--- DATA SECTION ---
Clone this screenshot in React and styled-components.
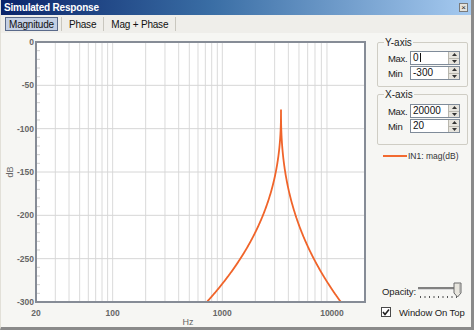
import React from "react";
import styled, { createGlobalStyle } from "styled-components";

const GlobalStyle = createGlobalStyle`
  html, body {
    margin: 0;
    padding: 0;
    background: #ffffff;
  }
  * {
    box-sizing: border-box;
  }
`;

const Window = styled.div`
  width: 474px;
  height: 330px;
  display: flex;
  flex-direction: column;
  background: #f6f6f3;
  border-left: 1px solid #e2e0d8;
  border-right: 3px solid #8a8a8a;
  border-bottom: 3px solid #8a8a8a;
  font-family: "Liberation Sans", Arial, sans-serif;
  overflow: hidden;
`;

const TitleBar = styled.div`
  height: 15px;
  flex: none;
  display: flex;
  align-items: center;
  justify-content: space-between;
  padding: 0 3px 0 3px;
  background: linear-gradient(to right, #0a246a 0%, #3a6ea5 45%, #a6caf0 100%);
`;

const Title = styled.span`
  color: #ffffff;
  font-size: 10px;
  font-weight: bold;
  letter-spacing: -0.2px;
`;

const CloseButton = styled.div`
  width: 9px;
  height: 9px;
  display: flex;
  align-items: center;
  justify-content: center;
  background: #e4e2dc;
  border: 1px solid #7a7a7a;
  font-size: 8px;
  line-height: 1;
  color: #222;
`;

const Toolbar = styled.div`
  height: 18px;
  flex: none;
  display: flex;
  align-items: center;
  padding: 0 4px;
  gap: 3px;
  background: #efeeea;
`;

const Tab = styled.div`
  height: 14px;
  display: flex;
  align-items: center;
  padding: 0 3px;
  font-size: 10px;
  letter-spacing: -0.2px;
  color: #111;
  background: ${(p) => (p.active ? "#c4d0e4" : "transparent")};
  border: 1px solid ${(p) => (p.active ? "#5a6a8a" : "transparent")};
`;

const Separator = styled.div`
  width: 1px;
  height: 14px;
  background: #c9c7bf;
`;

const Body = styled.div`
  flex: 1;
  display: flex;
  min-height: 0;
`;

const PlotPane = styled.div`
  width: 371px;
  flex: none;
`;

const SidePanel = styled.div`
  flex: 1;
  display: flex;
  flex-direction: column;
  padding: 4px 3px 0 5px;
  white-space: nowrap;
`;

const GroupBox = styled.fieldset`
  margin: ${(p) => p.$mt || 0}px 0 0 0;
  padding: ${(p) => p.$pt || 3}px 0 ${(p) => p.$pb || 6}px 10px;
  border: 1px solid #cfcdc4;
  border-radius: 2px;
  display: flex;
  flex-direction: column;
  gap: 1px;
`;

const GroupLegend = styled.legend`
  padding: 0 1px;
  margin-left: -4px;
  font-size: 10px;
  line-height: 11px;
  color: #222;
`;

const FieldRow = styled.div`
  height: 14px;
  display: flex;
  align-items: center;
`;

const FieldLabel = styled.span`
  width: 22px;
  font-size: 9.5px;
  letter-spacing: -0.3px;
  color: #222;
`;

const SpinBox = styled.div`
  width: 50px;
  height: 14px;
  display: flex;
  background: #ffffff;
  border: 1px solid #7f8b99;
`;

const SpinInput = styled.div`
  flex: 1;
  font-size: 10px;
  line-height: 12px;
  padding-left: 2px;
  color: #111;
`;

const Caret = styled.span`
  display: inline-block;
  width: 1px;
  height: 9px;
  margin-left: 1px;
  vertical-align: -1px;
  background: #111;
`;

const SpinButtons = styled.div`
  width: 11px;
  display: flex;
  flex-direction: column;
`;

const SpinButton = styled.div`
  flex: 1;
  display: flex;
  align-items: center;
  justify-content: center;
  background: #e6e4dd;
  border: 1px solid #b9b7ae;
  border-width: ${(p) => (p.down ? "0 0 0 1px" : "0 0 1px 1px")};
`;

const LegendRow = styled.div`
  margin-top: 6px;
  display: flex;
  align-items: center;
  height: 10px;
  padding-left: 6px;
`;

const LegendLine = styled.div`
  width: 24px;
  height: 2px;
  background: #f26a30;
`;

const LegendText = styled.span`
  font-size: 8.5px;
  color: #333;
  margin-left: 1px;
`;

const Spacer = styled.div`
  flex: 1;
`;

const OpacityRow = styled.div`
  display: flex;
  align-items: center;
  height: 18px;
  padding-left: 5px;
  gap: 1px;
`;

const SmallText = styled.span`
  font-size: 9.5px;
  letter-spacing: -0.1px;
  color: #222;
`;

const CheckRow = styled.div`
  display: flex;
  align-items: center;
  height: 12px;
  margin: 6px 0 9px 0;
  padding-left: 4px;
  gap: 8px;
`;

const CheckBox = styled.div`
  width: 10px;
  height: 10px;
  flex: none;
  border: 1px solid #4a4a4a;
  background: #ffffff;
  display: flex;
  align-items: center;
  justify-content: center;
`;

const Arrow = ({ down }) => (
  <svg width="5" height="3" viewBox="0 0 5 3">
    <path d={down ? "M0 0 L5 0 L2.5 3 Z" : "M0 3 L5 3 L2.5 0 Z"} fill="#333" />
  </svg>
);

const Spin = ({ value, caret }) => (
  <SpinBox>
    <SpinInput>
      {value}
      {caret && <Caret />}
    </SpinInput>
    <SpinButtons>
      <SpinButton>
        <Arrow />
      </SpinButton>
      <SpinButton down>
        <Arrow down />
      </SpinButton>
    </SpinButtons>
  </SpinBox>
);

// plot geometry, in pane coordinates (pane starts at page y=33)
const OY = 33;
const L = 35;
const R = 364;
const T = 42 - OY;
const B = 302 - OY;
const decade = (R - L) / 3;
const xOf = (f) => L + (Math.log10(f) - Math.log10(20)) * decade;
const yOf = (db) => T + (-db / 300) * (B - T);

const F0 = 3428;
const curvePoints = () => {
  const pts = [];
  const p = 0.424;
  for (let i = -200; i <= 200; i++) {
    const s = i / 200;
    const u = Math.sign(s) * s * s * (s < 0 ? 0.72 : 0.6);
    const db = u < 0 ? -78 - 262 * Math.pow(-u, p) : -78 - 287 * Math.pow(u, p);
    const f = F0 * Math.pow(10, u);
    pts.push(`${xOf(f).toFixed(2)},${yOf(db).toFixed(2)}`);
  }
  return pts.join(" ");
};

const labelFont = "Liberation Sans, Arial, sans-serif";

const Plot = () => {
  const vGrid = [];
  [20, 200, 2000].forEach((base) => {
    for (let k = 1; k <= 9; k++) {
      const f = (base / 20) * 10 * k;
      if (f > 20 && f < 20000) vGrid.push(f);
    }
  });
  const hGrid = [-50, -100, -150, -200, -250];
  const minor = [];
  for (let d = -10; d > -300; d -= 10) if (d % 50 !== 0) minor.push(d);
  const yLabels = [0, -50, -100, -150, -200, -250, -300];
  const xLabels = [20, 100, 1000, 10000];

  return (
    <svg width="371" height="294" viewBox="0 0 371 294">
      <defs>
        <clipPath id="plotclip">
          <rect x={L} y={T} width={R - L} height={B - T} />
        </clipPath>
      </defs>
      <rect x={L} y={T} width={R - L} height={B - T} fill="#ffffff" />
      {vGrid.map((f) => (
        <line key={f} x1={xOf(f)} x2={xOf(f)} y1={T} y2={B} stroke="#dadada" strokeWidth="1" />
      ))}
      {hGrid.map((d) => (
        <line key={d} x1={L} x2={R} y1={yOf(d)} y2={yOf(d)} stroke="#d6d6d6" strokeWidth="1" />
      ))}
      {minor.map((d) => (
        <line key={d} x1={L} x2={L + 4} y1={yOf(d)} y2={yOf(d)} stroke="#cfcfcf" strokeWidth="1" />
      ))}
      <polyline
        points={curvePoints()}
        fill="none"
        stroke="#f0642a"
        strokeWidth="1.8"
        clipPath="url(#plotclip)"
      />
      <rect x={L} y={T} width={R - L} height={B - T} fill="none" stroke="#868c96" strokeWidth="2" />
      {yLabels.map((d) => (
        <text
          key={d}
          x={33}
          y={yOf(d) + 3}
          textAnchor="end"
          fontFamily={labelFont}
          fontWeight="bold"
          fontSize="8.5"
          fill="#666"
        >
          {d}
        </text>
      ))}
      {xLabels.map((f) => (
        <text
          key={f}
          x={xOf(f)}
          y={313 - OY + 3}
          textAnchor="middle"
          fontFamily={labelFont}
          fontWeight="bold"
          fontSize="8.5"
          fill="#666"
        >
          {f}
        </text>
      ))}
      <text x={187} y={322 - OY + 3} textAnchor="middle" fontFamily={labelFont} fontSize="9" fill="#666">
        Hz
      </text>
      <text
        transform={`translate(12, ${172 - OY}) rotate(-90)`}
        textAnchor="middle"
        fontFamily={labelFont}
        fontSize="9"
        fill="#666"
      >
        dB
      </text>
    </svg>
  );
};

const Slider = () => (
  <svg width="46" height="18" viewBox="0 0 46 18">
    <line x1="1" y1="6" x2="39" y2="6" stroke="#5a5a5a" strokeWidth="1.5" />
    <line x1="1" y1="7.5" x2="39" y2="7.5" stroke="#d8d8d8" strokeWidth="1" />
    {[0, 1, 2, 3, 4, 5, 6, 7, 8].map((i) => (
      <rect key={i} x={3 + i * 4.5} y={14} width="1" height="2" fill="#555" />
    ))}
    <path d="M37 1 H44 V11 L40.5 15 L37 11 Z" fill="#e8e6de" stroke="#6a6a6a" strokeWidth="1" />
    <line x1="43" y1="2" x2="43" y2="11" stroke="#9a9a9a" strokeWidth="1" />
  </svg>
);

export default function App() {
  return (
    <>
      <GlobalStyle />
      <Window>
        <TitleBar>
          <Title>Simulated Response</Title>
          <CloseButton>×</CloseButton>
        </TitleBar>
        <Toolbar>
          <Tab active>Magnitude</Tab>
          <Separator />
          <Tab>Phase</Tab>
          <Separator />
          <Tab>Mag + Phase</Tab>
          <Separator />
        </Toolbar>
        <Body>
          <PlotPane>
            <Plot />
          </PlotPane>
          <SidePanel>
            <GroupBox>
              <GroupLegend>Y-axis</GroupLegend>
              <FieldRow>
                <FieldLabel>Max.</FieldLabel>
                <Spin value="0" caret />
              </FieldRow>
              <FieldRow>
                <FieldLabel>Min</FieldLabel>
                <Spin value="-300" />
              </FieldRow>
            </GroupBox>
            <GroupBox $mt={2} $pt={4} $pb={11}>
              <GroupLegend>X-axis</GroupLegend>
              <FieldRow>
                <FieldLabel>Max.</FieldLabel>
                <Spin value="20000" />
              </FieldRow>
              <FieldRow>
                <FieldLabel>Min</FieldLabel>
                <Spin value="20" />
              </FieldRow>
            </GroupBox>
            <LegendRow>
              <LegendLine />
              <LegendText>IN1: mag(dB)</LegendText>
            </LegendRow>
            <Spacer />
            <OpacityRow>
              <SmallText>Opacity:</SmallText>
              <Slider />
            </OpacityRow>
            <CheckRow>
              <CheckBox>
                <svg width="8" height="8" viewBox="0 0 8 8">
                  <path d="M1 4 L3 6.5 L7 1.5" fill="none" stroke="#222" strokeWidth="1.6" />
                </svg>
              </CheckBox>
              <SmallText>Window On Top</SmallText>
            </CheckRow>
          </SidePanel>
        </Body>
      </Window>
    </>
  );
}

--- STATED EXERCISE ---
Check every line in the material above for the string "React", then give only the number of lines that have it.

--- RESPONSE TO THIS TASK ---
2